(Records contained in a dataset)
[start]
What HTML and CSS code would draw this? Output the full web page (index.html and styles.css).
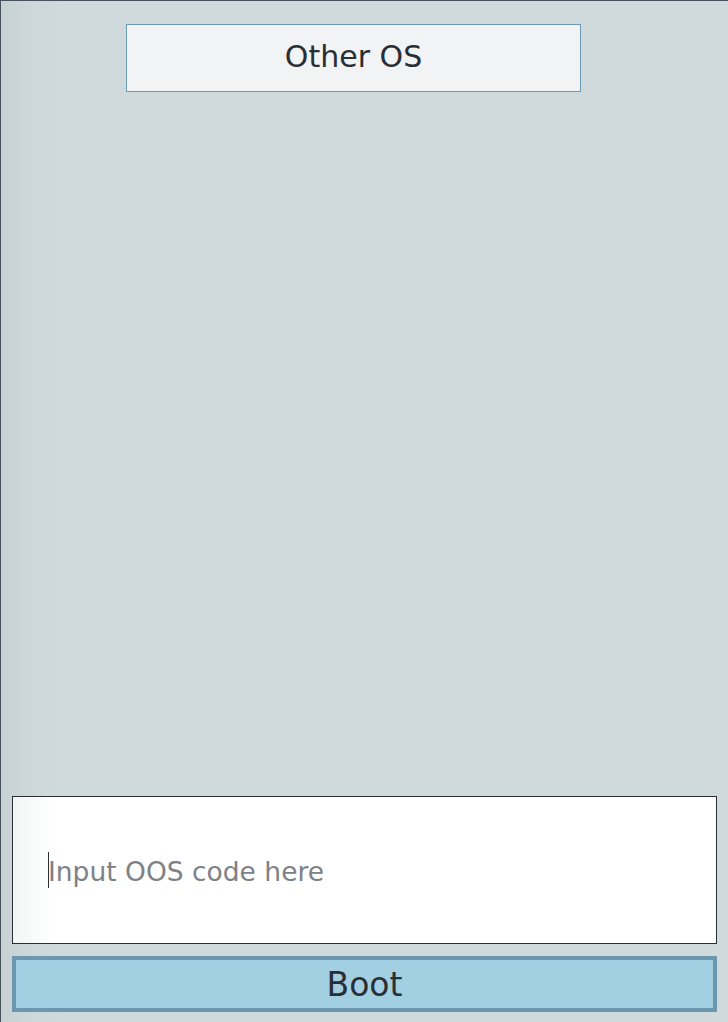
FILE: index.html
```html
<!DOCTYPE html>
<html lang="en">
<head>
<meta charset="utf-8">
<title>Other OS</title>
<link rel="stylesheet" href="styles.css">
</head>
<body>
<div class="app">
  <div class="title-box">Other OS</div>
  <div class="spacer"></div>
  <label class="code-field">
    <span class="caret"></span>
    <input class="code-input" type="text" placeholder="Input OOS code here">
  </label>
  <button class="boot-btn" type="button">Boot</button>
</div>
</body>
</html>
```

FILE: styles.css
```css
* { box-sizing: border-box; }
html, body { margin: 0; padding: 0; }
body {
  width: 728px;
  height: 1022px;
  overflow: hidden;
  font-family: "DejaVu Sans", Verdana, sans-serif;
  color: #2a2e35;
}
.app {
  height: 1022px;
  display: flex;
  flex-direction: column;
  border-top: 1px solid #46525c;
  border-left: 1px solid #46525c;
  background: linear-gradient(to right, #c8d2d4 0, #ced7da 30px, #d0d9dc 60px, #d0d9dc 100%);
  padding: 23px 11px 10px 11px;
}
.title-box {
  align-self: flex-start;
  margin-left: 114px;
  width: 455px;
  height: 68px;
  border: 1px solid #6a9ab4;
  background: #f2f3f5;
  display: flex;
  align-items: center;
  justify-content: center;
  font-size: 30px;
  padding-bottom: 3px;
  color: #2a2e35;
}
.spacer { flex: 1; }
.code-field {
  position: relative;
  display: block;
  width: 705px;
  height: 148px;
  border: 1px solid #2a2e35;
  background: linear-gradient(to right, #f3f4f4 0, #ffffff 40px);
}
.code-input {
  display: block;
  width: 100%;
  height: 100%;
  border: 0;
  outline: none;
  background: transparent;
  padding: 2px 0 0 35px;
  font-family: "DejaVu Sans", Verdana, sans-serif;
  font-size: 26.5px;
  color: #2a2e35;
  caret-color: transparent;
}
.code-input::placeholder { color: #7e8186; opacity: 1; }
.caret {
  position: absolute;
  left: 35px;
  top: 55px;
  width: 1px;
  height: 36px;
  background: #2a2e35;
}
.boot-btn {
  margin-top: 12px;
  width: 705px;
  height: 56px;
  border: 4px solid #6b98ae;
  background: #a3cfe3;
  font-family: "DejaVu Sans", Verdana, sans-serif;
  font-size: 33px;
  color: #2a2e35;
  padding: 0 0 0 0;
  line-height: 1;
}
```
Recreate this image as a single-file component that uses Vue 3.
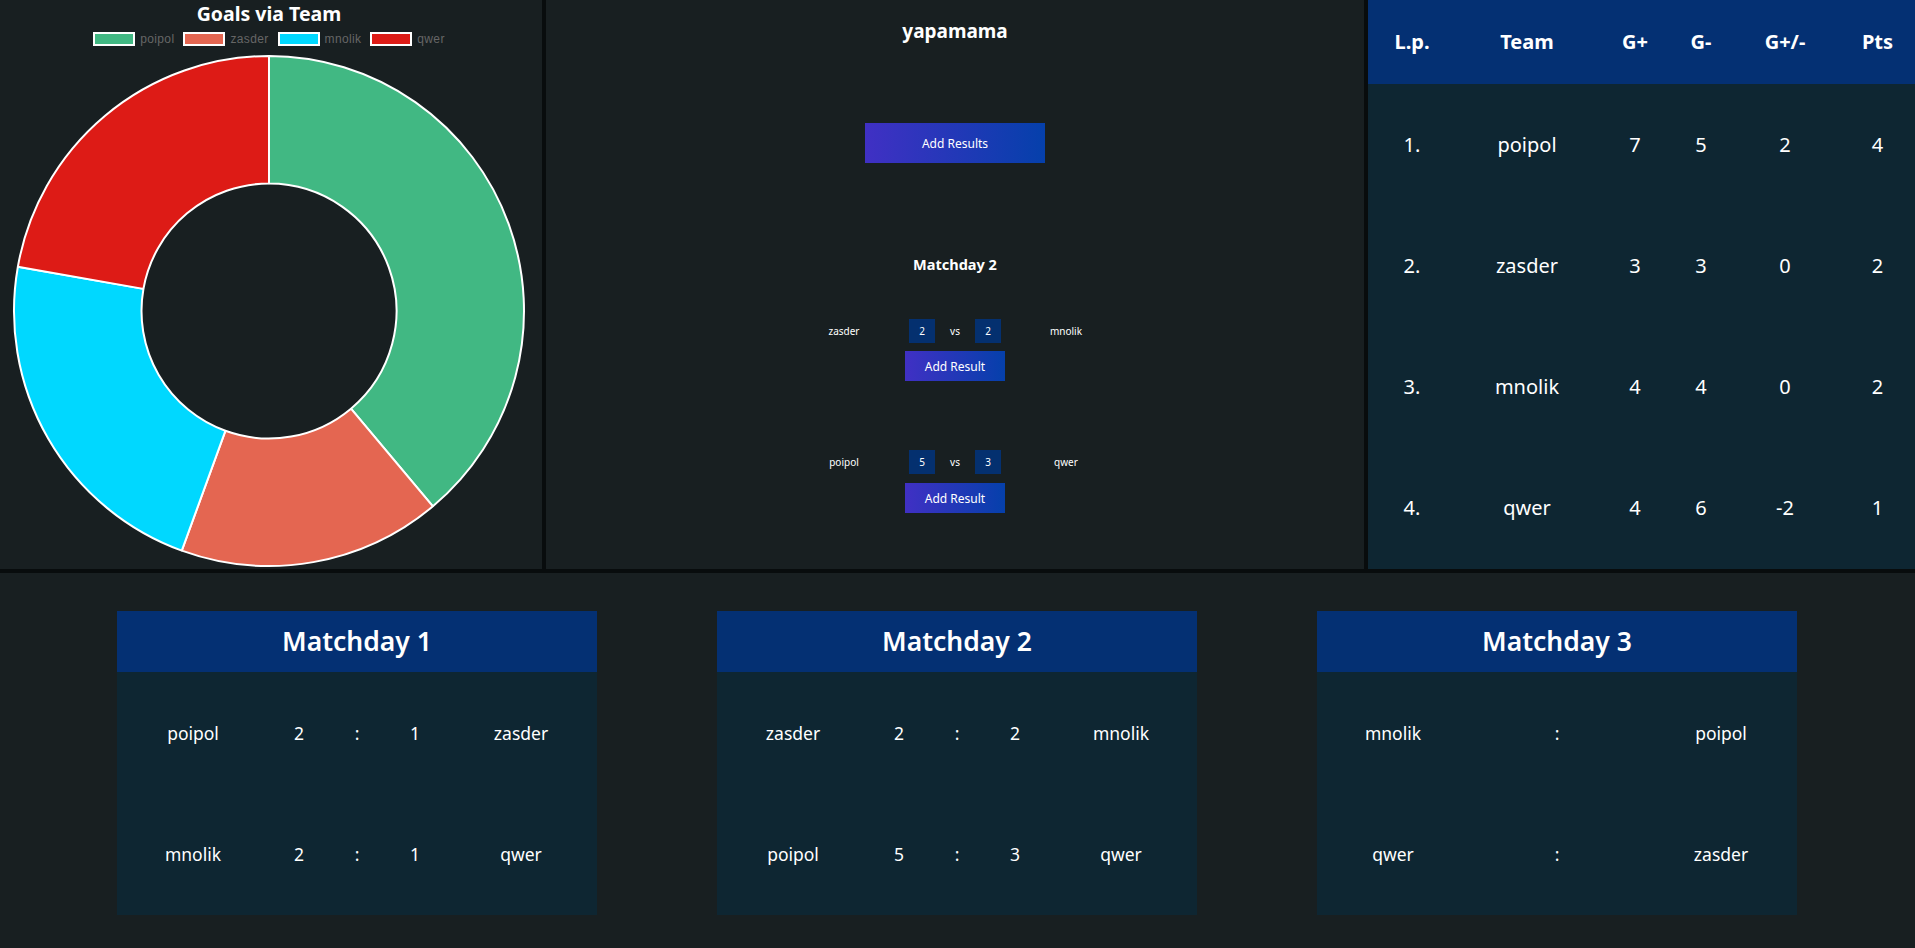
<template>
  <div class="page">
    <section class="top">
      <div class="chart-panel">
        <h2 class="chart-title">Goals via Team</h2>
        <div class="legend">
          <div v-for="s in slices" :key="s.name" class="legend-item">
            <span class="legend-box" :style="{ background: s.color }"></span>
            <span>{{ s.name }}</span>
          </div>
        </div>
        <svg class="donut" width="538" height="519" viewBox="0 0 538 519">
          <path v-for="s in arcs" :key="s.name" :d="s.d" :fill="s.color" stroke="#fff" stroke-width="2" stroke-linejoin="bevel" />
        </svg>
      </div>

      <div class="admin-panel">
        <h2 class="league-name">yapamama</h2>
        <button class="btn btn-wide">Add Results</button>
        <h3 class="current-day">Matchday 2</h3>
        <div v-for="m in currentMatches" :key="m.home" class="match-form">
          <div class="match-row">
            <span>{{ m.home }}</span>
            <span class="score-box">{{ m.homeGoals }}</span>
            <span>vs</span>
            <span class="score-box">{{ m.awayGoals }}</span>
            <span>{{ m.away }}</span>
          </div>
          <button class="btn btn-small">Add Result</button>
        </div>
      </div>

      <div class="table-panel">
        <div class="table-row table-head">
          <span v-for="h in headers" :key="h">{{ h }}</span>
        </div>
        <div v-for="(t, i) in standings" :key="t.name" class="table-row">
          <span>{{ i + 1 }}.</span>
          <span>{{ t.name }}</span>
          <span>{{ t.plus }}</span>
          <span>{{ t.minus }}</span>
          <span>{{ t.plus - t.minus }}</span>
          <span>{{ t.pts }}</span>
        </div>
      </div>
    </section>

    <section class="schedule">
      <div v-for="day in schedule" :key="day.title" class="day-card">
        <h2 class="day-title">{{ day.title }}</h2>
        <div v-for="g in day.games" :key="g[0]" class="game-row">
          <span>{{ g[0] }}</span>
          <span>{{ g[1] }}</span>
          <span>:</span>
          <span>{{ g[2] }}</span>
          <span>{{ g[3] }}</span>
        </div>
      </div>
    </section>
  </div>
</template>

<script setup>
import { computed } from 'vue'

const slices = [
  { name: 'poipol', value: 7, color: '#41b883' },
  { name: 'zasder', value: 3, color: '#e46651' },
  { name: 'mnolik', value: 4, color: '#00d8ff' },
  { name: 'qwer', value: 4, color: '#dd1b16' },
]

const headers = ['L.p.', 'Team', 'G+', 'G-', 'G+/-', 'Pts']

const standings = [
  { name: 'poipol', plus: 7, minus: 5, pts: 4 },
  { name: 'zasder', plus: 3, minus: 3, pts: 2 },
  { name: 'mnolik', plus: 4, minus: 4, pts: 2 },
  { name: 'qwer', plus: 4, minus: 6, pts: 1 },
]

const currentMatches = [
  { home: 'zasder', away: 'mnolik', homeGoals: 2, awayGoals: 2 },
  { home: 'poipol', away: 'qwer', homeGoals: 5, awayGoals: 3 },
]

const schedule = [
  { title: 'Matchday 1', games: [['poipol', 2, 1, 'zasder'], ['mnolik', 2, 1, 'qwer']] },
  { title: 'Matchday 2', games: [['zasder', 2, 2, 'mnolik'], ['poipol', 5, 3, 'qwer']] },
  { title: 'Matchday 3', games: [['mnolik', '', '', 'poipol'], ['qwer', '', '', 'zasder']] },
]

const CX = 269
const CY = 261
const OUTER = 255
const INNER = 127.5

function point(r, angle) {
  return `${(CX + r * Math.sin(angle)).toFixed(2)} ${(CY - r * Math.cos(angle)).toFixed(2)}`
}

function arcPath(from, to) {
  const large = to - from > Math.PI ? 1 : 0
  return [
    `M${point(OUTER, from)}`,
    `A${OUTER} ${OUTER} 0 ${large} 1 ${point(OUTER, to)}`,
    `L${point(INNER, to)}`,
    `A${INNER} ${INNER} 0 ${large} 0 ${point(INNER, from)}`,
    'Z',
  ].join(' ')
}

const arcs = computed(() => {
  const total = slices.reduce((sum, s) => sum + s.value, 0)
  let angle = 0
  return slices.map((s) => {
    const next = angle + (s.value / total) * Math.PI * 2
    const d = arcPath(angle, next)
    angle = next
    return { ...s, d }
  })
})
</script>

<style>
html,
body {
  margin: 0;
  background: #181f21;
}
</style>

<style scoped>
.page {
  width: 1915px;
  height: 948px;
  overflow: hidden;
  background: #181f21;
  color: #fff;
  font-family: "Noto Sans", sans-serif;
}

.top {
  display: flex;
  height: 569px;
  border-bottom: 4px solid #080c0d;
}

.chart-panel {
  width: 538px;
  padding-right: 4px;
  border-right: 4px solid #080c0d;
  display: flex;
  flex-direction: column;
  align-items: center;
}

.chart-title {
  margin: 0;
  font-size: 19.5px;
  line-height: 27px;
  font-weight: 700;
}

.legend {
  display: flex;
  gap: 9px;
  margin-top: 5px;
  height: 14px;
  font: 12px/14px "Liberation Sans", sans-serif;
  letter-spacing: 0.35px;
  color: #666;
}

.legend-item {
  display: flex;
  align-items: center;
  gap: 5px;
}

.legend-box {
  box-sizing: border-box;
  width: 42px;
  height: 14px;
  border: 2px solid #fff;
}

.donut {
  display: block;
  margin-top: 4px;
}

.admin-panel {
  width: 818px;
  border-right: 4px solid #080c0d;
  display: flex;
  flex-direction: column;
  align-items: center;
  padding-top: 18px;
}

.league-name {
  margin: 0;
  font-size: 19px;
  line-height: 26px;
  font-weight: 700;
}

.btn {
  display: block;
  border: 0;
  padding: 0;
  color: #fff;
  background: linear-gradient(to right, #4030c4, #0540ab);
  font-family: inherit;
  font-size: 12px;
}

.btn-wide {
  width: 180px;
  height: 40px;
  margin-top: 79px;
}

.current-day {
  margin: 91px 0 0;
  font-size: 14.5px;
  line-height: 20px;
  font-weight: 700;
}

.match-form {
  display: flex;
  flex-direction: column;
  align-items: center;
  margin-top: 45px;
}

.match-form + .match-form {
  margin-top: 69px;
}

.match-form + .match-form .btn-small {
  margin-top: 9px;
}

.match-row {
  display: grid;
  grid-template-columns: 130px 26px 40px 26px 130px;
  align-items: center;
  justify-items: center;
  font-size: 10px;
  line-height: 24px;
}

.score-box {
  width: 26px;
  height: 24px;
  text-align: center;
  background: #04306f;
}

.btn-small {
  width: 100px;
  height: 30px;
  margin-top: 8px;
}

.table-panel {
  flex: 1;
  display: grid;
  grid-template-rows: 84px repeat(4, 1fr);
  background: #0e2632;
}

.table-row {
  display: grid;
  grid-template-columns: 88px 142px 74px 58px 110px 75px;
  align-items: center;
  justify-items: center;
  font-size: 20px;
  padding-bottom: 1px;
}

.table-head {
  background: #043073;
  font-weight: 700;
  padding-bottom: 2px;
}

.schedule {
  display: flex;
  justify-content: space-between;
  padding: 38px 118px 0 117px;
}

.day-card {
  width: 480px;
  height: 304px;
  display: grid;
  grid-template-rows: 61px 1fr 1fr;
  background: #0e2632;
}

.day-title {
  margin: 0;
  background: #043073;
  font-size: 26.5px;
  font-weight: 600;
  line-height: 60px;
  text-align: center;
}

.game-row {
  display: grid;
  grid-template-columns: 152px 60px 56px 60px 152px;
  align-items: center;
  justify-items: center;
  font-size: 17.5px;
}
</style>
[end]
» WRITTEN EXERCISE
Work through the records line by line and tally those holding "code". Reply with the number alone.

» FINAL RESULT
6